Mais Mastodon est davantage qu’un simple clone. Ainsi, contrairement à Twitter, les utilisateurs de ce réseau social doivent choisir entre de nombreux serveurs qui ont tous leur spécificité et leurs règles, tout en pouvant communiquer entre eux. À côté du serveur généraliste le plus utilisé (mastodon.social-server), il existe ainsi des serveurs de niche qui attirent un public restreint, mais dévoué.
Caprices de milliardaire
Cette approche décentralisée, qui peut paraître un peu compliquée et fastidieuse à première vue, offre en réalité un grand avantage. Comme toutes les communautés organisent et financent leur propre serveur, il n’existe pas d’entreprise qui cherche à tirer profit de la plateforme. Les coûts opérationnels ne s’élèvent souvent qu’à quelques dizaines d’euros que les utilisateurs supportent collectivement. Conséquence: leurs données ne sont pas collectées pour être revendues à des annonceurs. C’est une plateforme pour et par les utilisateurs.
"Notre capacité à communiquer entre nous sur l’internet ne peut pas être soumis aux caprices d’une entreprise commerciale."
"Notre vision des réseaux sociaux est qu’ils ne peuvent pas être achetés et contrôlés par le premier milliardaire venu", souligne l’organisation. "Notre capacité à communiquer entre nous sur l’internet ne peut pas être soumise aux caprices d’une entreprise commerciale."
Cette philosophie a également ses limites. Comme chaque "communauté" au sein de Mastodon développe ses propres règles, il faut pouvoir en contrôler le respect. Or, plus nombreux sont les utilisateurs, et donc les messages à modérer, plus la tâche se complique.
C’est le talon d’Achille potentiel de Mastodon. Même s’il existe un public qui aspire à utiliser une plateforme fondée sur une philosophie alternative, l’histoire nous apprend que la grande majorité des utilisateurs de réseaux sociaux préfèrent la voie du moindre effort. Il n’est donc pas du tout assuré que Mastodon devienne un véritable concurrent de Twitter.
Exode
Des "exodes" antérieurs de Twitter l’ont déjà clairement montré. Aujourd’hui, les utilisateurs de Twitter en partance craignent surtout un déferlement d’opinions racistes, sexistes, homo et transphobes, et de manière générale, des échanges très agressifs.

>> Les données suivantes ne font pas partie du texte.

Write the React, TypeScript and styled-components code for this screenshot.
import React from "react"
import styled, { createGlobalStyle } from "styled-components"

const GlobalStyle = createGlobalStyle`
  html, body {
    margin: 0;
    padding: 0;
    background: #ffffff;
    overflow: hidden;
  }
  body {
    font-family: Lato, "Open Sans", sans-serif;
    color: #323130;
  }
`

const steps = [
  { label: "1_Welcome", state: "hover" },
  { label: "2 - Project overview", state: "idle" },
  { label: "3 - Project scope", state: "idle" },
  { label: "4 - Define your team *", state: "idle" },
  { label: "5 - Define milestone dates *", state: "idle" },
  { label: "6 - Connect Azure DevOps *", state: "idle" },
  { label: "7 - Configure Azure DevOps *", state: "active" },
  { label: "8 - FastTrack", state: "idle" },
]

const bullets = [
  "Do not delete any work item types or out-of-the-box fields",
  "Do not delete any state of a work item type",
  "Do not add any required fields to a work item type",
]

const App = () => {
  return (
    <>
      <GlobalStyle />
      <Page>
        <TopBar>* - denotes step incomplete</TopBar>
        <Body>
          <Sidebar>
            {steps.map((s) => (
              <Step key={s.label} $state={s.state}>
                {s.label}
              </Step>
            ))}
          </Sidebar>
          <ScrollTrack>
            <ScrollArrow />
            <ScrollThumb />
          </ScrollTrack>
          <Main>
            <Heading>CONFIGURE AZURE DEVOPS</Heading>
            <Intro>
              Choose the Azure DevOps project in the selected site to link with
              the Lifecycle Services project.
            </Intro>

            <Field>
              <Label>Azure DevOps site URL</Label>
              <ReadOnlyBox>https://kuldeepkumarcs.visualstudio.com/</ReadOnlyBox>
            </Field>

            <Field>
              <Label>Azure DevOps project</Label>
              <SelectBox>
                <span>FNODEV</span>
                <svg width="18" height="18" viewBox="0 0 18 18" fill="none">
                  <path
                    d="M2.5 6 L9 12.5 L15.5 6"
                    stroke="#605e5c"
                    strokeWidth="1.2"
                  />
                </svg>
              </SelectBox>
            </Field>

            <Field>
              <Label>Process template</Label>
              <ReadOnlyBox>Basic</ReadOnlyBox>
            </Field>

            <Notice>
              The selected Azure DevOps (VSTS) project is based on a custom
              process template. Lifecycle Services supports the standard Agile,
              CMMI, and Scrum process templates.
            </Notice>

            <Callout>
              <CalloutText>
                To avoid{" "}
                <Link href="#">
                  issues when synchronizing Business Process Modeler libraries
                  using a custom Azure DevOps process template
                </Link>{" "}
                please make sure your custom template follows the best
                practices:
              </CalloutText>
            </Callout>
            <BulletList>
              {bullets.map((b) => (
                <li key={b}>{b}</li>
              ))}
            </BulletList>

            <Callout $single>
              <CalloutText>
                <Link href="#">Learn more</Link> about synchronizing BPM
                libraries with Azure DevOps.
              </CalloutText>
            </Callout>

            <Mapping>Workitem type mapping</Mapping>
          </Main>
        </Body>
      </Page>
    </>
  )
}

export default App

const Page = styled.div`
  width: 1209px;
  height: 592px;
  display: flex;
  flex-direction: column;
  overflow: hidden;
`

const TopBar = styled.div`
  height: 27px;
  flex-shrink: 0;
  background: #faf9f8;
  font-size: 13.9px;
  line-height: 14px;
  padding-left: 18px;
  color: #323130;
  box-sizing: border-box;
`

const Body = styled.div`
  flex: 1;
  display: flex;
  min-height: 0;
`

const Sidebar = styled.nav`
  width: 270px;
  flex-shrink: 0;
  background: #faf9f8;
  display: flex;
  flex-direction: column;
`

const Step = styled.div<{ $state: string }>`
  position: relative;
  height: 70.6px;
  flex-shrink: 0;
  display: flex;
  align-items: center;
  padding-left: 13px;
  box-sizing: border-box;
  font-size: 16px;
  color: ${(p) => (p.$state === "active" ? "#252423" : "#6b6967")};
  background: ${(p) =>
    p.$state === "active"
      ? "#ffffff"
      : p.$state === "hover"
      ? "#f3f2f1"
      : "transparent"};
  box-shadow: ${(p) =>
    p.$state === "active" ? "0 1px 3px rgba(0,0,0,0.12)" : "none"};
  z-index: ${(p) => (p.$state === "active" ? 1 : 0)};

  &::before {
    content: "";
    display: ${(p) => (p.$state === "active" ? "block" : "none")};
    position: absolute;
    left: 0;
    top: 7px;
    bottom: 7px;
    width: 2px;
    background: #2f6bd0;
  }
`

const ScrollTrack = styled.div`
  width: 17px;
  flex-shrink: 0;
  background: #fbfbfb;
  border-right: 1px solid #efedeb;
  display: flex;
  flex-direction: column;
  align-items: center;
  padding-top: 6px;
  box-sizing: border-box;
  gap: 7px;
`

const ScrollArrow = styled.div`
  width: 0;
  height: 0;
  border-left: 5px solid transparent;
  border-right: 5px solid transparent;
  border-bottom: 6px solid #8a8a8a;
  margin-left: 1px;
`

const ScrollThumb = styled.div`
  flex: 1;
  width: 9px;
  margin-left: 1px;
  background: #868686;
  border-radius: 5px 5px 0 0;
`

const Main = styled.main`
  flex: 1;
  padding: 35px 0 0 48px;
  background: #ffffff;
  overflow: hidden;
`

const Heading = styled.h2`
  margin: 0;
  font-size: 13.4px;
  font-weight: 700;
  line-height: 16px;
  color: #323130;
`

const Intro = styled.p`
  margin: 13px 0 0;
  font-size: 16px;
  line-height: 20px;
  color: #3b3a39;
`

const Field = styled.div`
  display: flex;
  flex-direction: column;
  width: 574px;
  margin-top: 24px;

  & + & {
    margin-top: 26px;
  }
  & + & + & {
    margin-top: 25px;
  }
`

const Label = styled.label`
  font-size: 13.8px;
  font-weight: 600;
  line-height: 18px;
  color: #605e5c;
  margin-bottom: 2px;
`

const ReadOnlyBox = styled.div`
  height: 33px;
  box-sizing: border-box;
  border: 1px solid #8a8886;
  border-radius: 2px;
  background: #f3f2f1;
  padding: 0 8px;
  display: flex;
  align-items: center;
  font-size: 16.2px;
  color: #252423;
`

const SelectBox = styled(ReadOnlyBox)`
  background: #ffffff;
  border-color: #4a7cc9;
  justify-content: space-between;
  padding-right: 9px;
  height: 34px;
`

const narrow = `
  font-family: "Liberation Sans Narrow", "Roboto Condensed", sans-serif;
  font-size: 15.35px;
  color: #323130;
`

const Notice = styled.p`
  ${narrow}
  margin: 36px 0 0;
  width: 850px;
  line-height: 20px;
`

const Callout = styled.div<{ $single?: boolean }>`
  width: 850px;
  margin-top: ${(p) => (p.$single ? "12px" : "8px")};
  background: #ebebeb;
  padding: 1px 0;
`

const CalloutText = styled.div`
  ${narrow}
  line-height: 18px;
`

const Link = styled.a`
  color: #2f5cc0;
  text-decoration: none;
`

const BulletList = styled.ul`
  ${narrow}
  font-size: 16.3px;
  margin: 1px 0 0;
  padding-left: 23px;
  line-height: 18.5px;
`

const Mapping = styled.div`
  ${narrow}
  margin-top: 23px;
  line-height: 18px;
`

Par facilité, plaçons-les du "côté gauche" du spectre politique. Mais, l’an dernier, c’était l’autre côté qui avait annoncé haut et fort vouloir quitter la compagnie du petit oiseau bleu, qui avait décidé de bannir l’ancien président américain Donald Trump en raison de ses discours de haine et d’incitation à la violence. Ils étaient partis sur des plateformes axées sur la liberté d’expression absolue, comme Parler – rachetée récemment par le rappeur controversé Kanye West – et Truth.Social, cofondée par Trump. Aujourd’hui, aucune de ces plateformes ne fait de l’ombre à Twitter.

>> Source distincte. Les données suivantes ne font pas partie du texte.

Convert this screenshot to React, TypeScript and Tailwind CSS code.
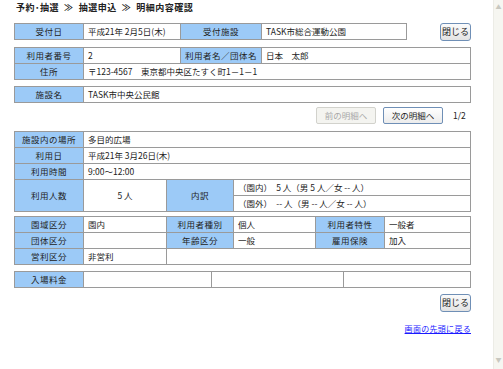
const font = { fontFamily: '"Noto Sans CJK JP", "Noto Sans", sans-serif' };

const th =
  "bg-[#9ccaf7] border border-[#9a9a9a] text-center font-normal text-[#222] h-[16px] p-0 leading-[13px] tracking-[0.5px]";
const td = "bg-white border border-[#9a9a9a] text-left h-[16px] px-[4px] py-0 leading-[13px] text-[#222]";
const tdCenter = "bg-white border border-[#9a9a9a] text-center h-[16px] p-0 leading-[13px] text-[#222]";
const tbl = "table-fixed border-collapse border border-[#8a8a8a] text-[8.5px]";

function CloseButton() {
  return (
    <button className="w-[31px] h-[18px] rounded-[3px] border border-[#6f8fb6] bg-gradient-to-b from-[#fbfbfb] to-[#e3e3e3] text-[9px] leading-[14px] text-[#222]">
      閉じる
    </button>
  );
}

export default function App() {
  return (
    <div className="flex w-[503px] h-[369px] bg-white overflow-hidden" style={font}>
      <div className="w-[493px] h-full pl-[14px]">
        <div className="h-[23px] pt-[1px] pl-[2px] text-[9px] font-bold text-[#222] tracking-[0.5px]">
          予約･抽選 &nbsp;≫&nbsp; 抽選申込 &nbsp;≫&nbsp; 明細内容確認
        </div>

        <div className="flex w-[457px] items-start justify-between">
          <table className={tbl + " w-[393px]"}>
            <colgroup>
              <col className="w-[69px]" />
              <col className="w-[97px]" />
              <col className="w-[81px]" />
              <col />
            </colgroup>
            <tbody>
              <tr>
                <th className={th}>受付日</th>
                <td className={td}>平成21年 2月5日(木)</td>
                <th className={th}>受付施設</th>
                <td className={td}>TASK市総合運動公園</td>
              </tr>
            </tbody>
          </table>
          <CloseButton />
        </div>

        <table className={tbl + " w-[457px] mt-[6px]"}>
          <colgroup>
            <col className="w-[69px]" />
            <col className="w-[97px]" />
            <col className="w-[81px]" />
            <col />
          </colgroup>
          <tbody>
            <tr>
              <th className={th}>利用者番号</th>
              <td className={td}>2</td>
              <th className={th}>利用者名／団体名</th>
              <td className={td}>日本　太郎</td>
            </tr>
            <tr>
              <th className={th}>住所</th>
              <td className={td} colSpan={3}>
                〒123-4567　東京都中央区たすく町1－1－1
              </td>
            </tr>
          </tbody>
        </table>

        <table className={tbl + " w-[457px] mt-[6px]"}>
          <colgroup>
            <col className="w-[69px]" />
            <col />
          </colgroup>
          <tbody>
            <tr>
              <th className={th}>施設名</th>
              <td className={td}>TASK市中央公民館</td>
            </tr>
          </tbody>
        </table>

        <div className="flex w-[457px] items-center justify-end gap-[7px] mt-[4px] h-[17px]">
          <button className="w-[60px] h-[17px] rounded-[2px] border border-[#d2d2cc] bg-[#f4f4f0] text-[8.5px] text-[#a8a8a8]">
            前の明細へ
          </button>
          <button className="w-[60px] h-[17px] rounded-[2px] border border-[#6f8fb6] bg-gradient-to-b from-[#ffffff] to-[#ececec] text-[8.5px] text-[#222]">
            次の明細へ
          </button>
          <span className="w-[18px] ml-[3px] text-[8.5px] text-[#222]">1/2</span>
        </div>

        <table className={tbl + " w-[457px] mt-[7px]"}>
          <colgroup>
            <col className="w-[69px]" />
            <col className="w-[83px]" />
            <col className="w-[67px]" />
            <col />
          </colgroup>
          <tbody>
            <tr>
              <th className={th}>施設内の場所</th>
              <td className={td} colSpan={3}>多目的広場</td>
            </tr>
            <tr>
              <th className={th}>利用日</th>
              <td className={td} colSpan={3}>平成21年 3月26日(木)</td>
            </tr>
            <tr>
              <th className={th}>利用時間</th>
              <td className={td} colSpan={3}>9:00～12:00</td>
            </tr>
            <tr>
              <th className={th} rowSpan={2}>利用人数</th>
              <td className={tdCenter} rowSpan={2}>5 人</td>
              <th className={th} rowSpan={2}>内訳</th>
              <td className={td}>（園内）　5 人（男 5 人／女 -- 人）</td>
            </tr>
            <tr>
              <td className={td}>（園外）　-- 人（男 -- 人／女 -- 人）</td>
            </tr>
          </tbody>
        </table>

        <table className={tbl + " w-[457px] mt-[4px]"}>
          <colgroup>
            <col className="w-[69px]" />
            <col className="w-[83px]" />
            <col className="w-[67px]" />
            <col className="w-[82px]" />
            <col className="w-[69px]" />
            <col />
          </colgroup>
          <tbody>
            <tr>
              <th className={th}>園域区分</th>
              <td className={td}>園内</td>
              <th className={th}>利用者種別</th>
              <td className={td}>個人</td>
              <th className={th}>利用者特性</th>
              <td className={td}>一般者</td>
            </tr>
            <tr>
              <th className={th}>団体区分</th>
              <td className={td}></td>
              <th className={th}>年齢区分</th>
              <td className={td}>一般</td>
              <th className={th}>雇用保険</th>
              <td className={td}>加入</td>
            </tr>
            <tr>
              <th className={th}>営利区分</th>
              <td className={td}>非営利</td>
              <td className={td} colSpan={4}></td>
            </tr>
          </tbody>
        </table>

        <table className={tbl + " w-[457px] mt-[6px]"}>
          <colgroup>
            <col className="w-[69px]" />
            <col className="w-[128px]" />
            <col className="w-[132px]" />
            <col />
          </colgroup>
          <tbody>
            <tr>
              <th className={th}>入場料金</th>
              <td className={td}></td>
              <td className={td}></td>
              <td className={td}></td>
            </tr>
          </tbody>
        </table>

        <div className="flex w-[457px] justify-end mt-[6px]">
          <CloseButton />
        </div>

        <div className="flex w-[457px] justify-end mt-[12px]">
          <a href="#" className="text-[8px] leading-[10px] text-[#1a1aff] underline tracking-[0.3px]">
            画面の先頭に戻る
          </a>
        </div>
      </div>

      <div className="w-[10px] h-full bg-[#f6f6f1] border-l border-[#ececE6] flex flex-col justify-between items-center">
        <span className="text-[6px] leading-[10px] text-[#c8c8c0] mt-[2px]">▲</span>
        <span className="text-[6px] leading-[10px] text-[#c8c8c0] mb-[4px]">▼</span>
      </div>
    </div>
  );
}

Même si Mastodon ne parvient pas à mettre hors-jeu Twitter, la plateforme peut s’avérer utile, remarque, sur Twitter, l’informaticien et comédien Jeroen Baert: "Même si une grande partie des personnes souhaitant essayer un réseau alternatif revient au bercail de Twitter, cela restera une expérience instructive, utile et enrichissante. De savoir que des réseaux sociaux sur lesquelles nous restons autonomes sont possibles. Que cela peut être différent. Qu’un réseau social ne peut pas vous prendre en otage."